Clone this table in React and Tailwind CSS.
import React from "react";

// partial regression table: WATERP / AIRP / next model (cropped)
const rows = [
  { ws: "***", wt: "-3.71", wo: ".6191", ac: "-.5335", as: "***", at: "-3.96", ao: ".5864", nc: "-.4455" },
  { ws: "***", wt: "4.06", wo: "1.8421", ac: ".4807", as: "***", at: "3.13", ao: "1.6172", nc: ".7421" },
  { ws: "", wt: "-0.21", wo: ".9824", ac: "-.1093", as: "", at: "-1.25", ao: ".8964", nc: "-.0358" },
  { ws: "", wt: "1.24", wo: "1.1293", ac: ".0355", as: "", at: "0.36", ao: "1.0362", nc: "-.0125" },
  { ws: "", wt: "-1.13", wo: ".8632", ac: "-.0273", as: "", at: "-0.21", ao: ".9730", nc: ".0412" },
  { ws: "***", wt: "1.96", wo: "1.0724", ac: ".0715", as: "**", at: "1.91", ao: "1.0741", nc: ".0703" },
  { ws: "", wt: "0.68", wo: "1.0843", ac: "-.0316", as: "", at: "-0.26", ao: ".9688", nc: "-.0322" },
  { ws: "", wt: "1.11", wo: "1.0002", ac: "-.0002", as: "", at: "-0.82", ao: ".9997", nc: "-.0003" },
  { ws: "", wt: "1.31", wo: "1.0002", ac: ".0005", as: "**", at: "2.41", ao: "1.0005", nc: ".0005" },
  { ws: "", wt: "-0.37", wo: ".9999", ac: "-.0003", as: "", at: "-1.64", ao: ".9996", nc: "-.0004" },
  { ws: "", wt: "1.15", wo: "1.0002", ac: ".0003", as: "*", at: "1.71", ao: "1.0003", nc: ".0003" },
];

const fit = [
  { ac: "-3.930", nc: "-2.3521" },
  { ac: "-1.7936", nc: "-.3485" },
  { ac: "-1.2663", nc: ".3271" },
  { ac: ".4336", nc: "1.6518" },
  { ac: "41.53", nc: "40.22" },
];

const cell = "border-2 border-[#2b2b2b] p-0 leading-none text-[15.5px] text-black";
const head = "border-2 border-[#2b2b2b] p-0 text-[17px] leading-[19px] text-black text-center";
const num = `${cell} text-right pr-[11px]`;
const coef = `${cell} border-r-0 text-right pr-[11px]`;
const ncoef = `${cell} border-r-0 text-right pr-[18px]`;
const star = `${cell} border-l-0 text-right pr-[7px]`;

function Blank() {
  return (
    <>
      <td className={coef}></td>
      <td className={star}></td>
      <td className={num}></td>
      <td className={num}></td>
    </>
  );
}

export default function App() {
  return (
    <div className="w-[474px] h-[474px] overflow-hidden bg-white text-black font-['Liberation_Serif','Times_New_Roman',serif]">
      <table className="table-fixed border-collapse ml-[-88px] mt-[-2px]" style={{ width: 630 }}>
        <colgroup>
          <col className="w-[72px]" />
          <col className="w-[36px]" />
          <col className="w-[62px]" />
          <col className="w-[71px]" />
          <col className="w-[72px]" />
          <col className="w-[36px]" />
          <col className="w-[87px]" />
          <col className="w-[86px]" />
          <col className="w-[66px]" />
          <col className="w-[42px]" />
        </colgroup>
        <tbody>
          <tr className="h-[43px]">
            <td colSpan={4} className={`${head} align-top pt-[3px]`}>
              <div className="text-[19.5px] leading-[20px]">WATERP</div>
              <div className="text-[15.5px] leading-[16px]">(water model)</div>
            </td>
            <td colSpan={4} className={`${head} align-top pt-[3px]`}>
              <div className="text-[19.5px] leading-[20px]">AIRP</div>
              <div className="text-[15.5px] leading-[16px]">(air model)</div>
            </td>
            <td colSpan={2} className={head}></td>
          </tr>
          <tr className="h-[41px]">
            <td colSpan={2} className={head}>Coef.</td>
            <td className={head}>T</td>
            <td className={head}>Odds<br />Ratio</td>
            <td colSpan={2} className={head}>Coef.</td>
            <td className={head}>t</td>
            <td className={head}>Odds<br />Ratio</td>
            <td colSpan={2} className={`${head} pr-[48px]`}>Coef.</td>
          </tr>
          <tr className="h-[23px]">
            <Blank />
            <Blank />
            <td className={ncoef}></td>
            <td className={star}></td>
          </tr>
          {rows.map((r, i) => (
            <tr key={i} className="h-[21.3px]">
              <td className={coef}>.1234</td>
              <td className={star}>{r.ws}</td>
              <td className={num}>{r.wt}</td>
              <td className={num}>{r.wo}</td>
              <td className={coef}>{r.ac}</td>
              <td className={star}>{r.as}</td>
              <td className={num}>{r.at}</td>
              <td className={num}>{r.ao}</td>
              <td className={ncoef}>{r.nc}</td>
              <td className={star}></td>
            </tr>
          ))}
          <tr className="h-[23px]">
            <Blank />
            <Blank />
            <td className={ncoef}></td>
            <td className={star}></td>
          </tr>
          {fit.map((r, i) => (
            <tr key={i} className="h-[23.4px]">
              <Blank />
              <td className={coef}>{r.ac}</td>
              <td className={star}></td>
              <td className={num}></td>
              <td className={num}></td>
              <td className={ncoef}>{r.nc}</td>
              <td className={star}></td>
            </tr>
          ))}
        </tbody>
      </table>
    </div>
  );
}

WHAT IS NEEDED |
Repeat every line of the data, exactly and in full.

OUTPUT OF THE TASK |
Clone this table in React and Tailwind CSS.
import React from "react";

// partial regression table: WATERP / AIRP / next model (cropped)
const rows = [
  { ws: "***", wt: "-3.71", wo: ".6191", ac: "-.5335", as: "***", at: "-3.96", ao: ".5864", nc: "-.4455" },
  { ws: "***", wt: "4.06", wo: "1.8421", ac: ".4807", as: "***", at: "3.13", ao: "1.6172", nc: ".7421" },
  { ws: "", wt: "-0.21", wo: ".9824", ac: "-.1093", as: "", at: "-1.25", ao: ".8964", nc: "-.0358" },
  { ws: "", wt: "1.24", wo: "1.1293", ac: ".0355", as: "", at: "0.36", ao: "1.0362", nc: "-.0125" },
  { ws: "", wt: "-1.13", wo: ".8632", ac: "-.0273", as: "", at: "-0.21", ao: ".9730", nc: ".0412" },
  { ws: "***", wt: "1.96", wo: "1.0724", ac: ".0715", as: "**", at: "1.91", ao: "1.0741", nc: ".0703" },
  { ws: "", wt: "0.68", wo: "1.0843", ac: "-.0316", as: "", at: "-0.26", ao: ".9688", nc: "-.0322" },
  { ws: "", wt: "1.11", wo: "1.0002", ac: "-.0002", as: "", at: "-0.82", ao: ".9997", nc: "-.0003" },
  { ws: "", wt: "1.31", wo: "1.0002", ac: ".0005", as: "**", at: "2.41", ao: "1.0005", nc: ".0005" },
  { ws: "", wt: "-0.37", wo: ".9999", ac: "-.0003", as: "", at: "-1.64", ao: ".9996", nc: "-.0004" },
  { ws: "", wt: "1.15", wo: "1.0002", ac: ".0003", as: "*", at: "1.71", ao: "1.0003", nc: ".0003" },
];

const fit = [
  { ac: "-3.930", nc: "-2.3521" },
  { ac: "-1.7936", nc: "-.3485" },
  { ac: "-1.2663", nc: ".3271" },
  { ac: ".4336", nc: "1.6518" },
  { ac: "41.53", nc: "40.22" },
];

const cell = "border-2 border-[#2b2b2b] p-0 leading-none text-[15.5px] text-black";
const head = "border-2 border-[#2b2b2b] p-0 text-[17px] leading-[19px] text-black text-center";
const num = `${cell} text-right pr-[11px]`;
const coef = `${cell} border-r-0 text-right pr-[11px]`;
const ncoef = `${cell} border-r-0 text-right pr-[18px]`;
const star = `${cell} border-l-0 text-right pr-[7px]`;

function Blank() {
  return (
    <>
      <td className={coef}></td>
      <td className={star}></td>
      <td className={num}></td>
      <td className={num}></td>
    </>
  );
}

export default function App() {
  return (
    <div className="w-[474px] h-[474px] overflow-hidden bg-white text-black font-['Liberation_Serif','Times_New_Roman',serif]">
      <table className="table-fixed border-collapse ml-[-88px] mt-[-2px]" style={{ width: 630 }}>
        <colgroup>
          <col className="w-[72px]" />
          <col className="w-[36px]" />
          <col className="w-[62px]" />
          <col className="w-[71px]" />
          <col className="w-[72px]" />
          <col className="w-[36px]" />
          <col className="w-[87px]" />
          <col className="w-[86px]" />
          <col className="w-[66px]" />
          <col className="w-[42px]" />
        </colgroup>
        <tbody>
          <tr className="h-[43px]">
            <td colSpan={4} className={`${head} align-top pt-[3px]`}>
              <div className="text-[19.5px] leading-[20px]">WATERP</div>
              <div className="text-[15.5px] leading-[16px]">(water model)</div>
            </td>
            <td colSpan={4} className={`${head} align-top pt-[3px]`}>
              <div className="text-[19.5px] leading-[20px]">AIRP</div>
              <div className="text-[15.5px] leading-[16px]">(air model)</div>
            </td>
            <td colSpan={2} className={head}></td>
          </tr>
          <tr className="h-[41px]">
            <td colSpan={2} className={head}>Coef.</td>
            <td className={head}>T</td>
            <td className={head}>Odds<br />Ratio</td>
            <td colSpan={2} className={head}>Coef.</td>
            <td className={head}>t</td>
            <td className={head}>Odds<br />Ratio</td>
            <td colSpan={2} className={`${head} pr-[48px]`}>Coef.</td>
          </tr>
          <tr className="h-[23px]">
            <Blank />
            <Blank />
            <td className={ncoef}></td>
            <td className={star}></td>
          </tr>
          {rows.map((r, i) => (
            <tr key={i} className="h-[21.3px]">
              <td className={coef}>.1234</td>
              <td className={star}>{r.ws}</td>
              <td className={num}>{r.wt}</td>
              <td className={num}>{r.wo}</td>
              <td className={coef}>{r.ac}</td>
              <td className={star}>{r.as}</td>
              <td className={num}>{r.at}</td>
              <td className={num}>{r.ao}</td>
              <td className={ncoef}>{r.nc}</td>
              <td className={star}></td>
            </tr>
          ))}
          <tr className="h-[23px]">
            <Blank />
            <Blank />
            <td className={ncoef}></td>
            <td className={star}></td>
          </tr>
          {fit.map((r, i) => (
            <tr key={i} className="h-[23.4px]">
              <Blank />
              <td className={coef}>{r.ac}</td>
              <td className={star}></td>
              <td className={num}></td>
              <td className={num}></td>
              <td className={ncoef}>{r.nc}</td>
              <td className={star}></td>
            </tr>
          ))}
        </tbody>
      </table>
    </div>
  );
}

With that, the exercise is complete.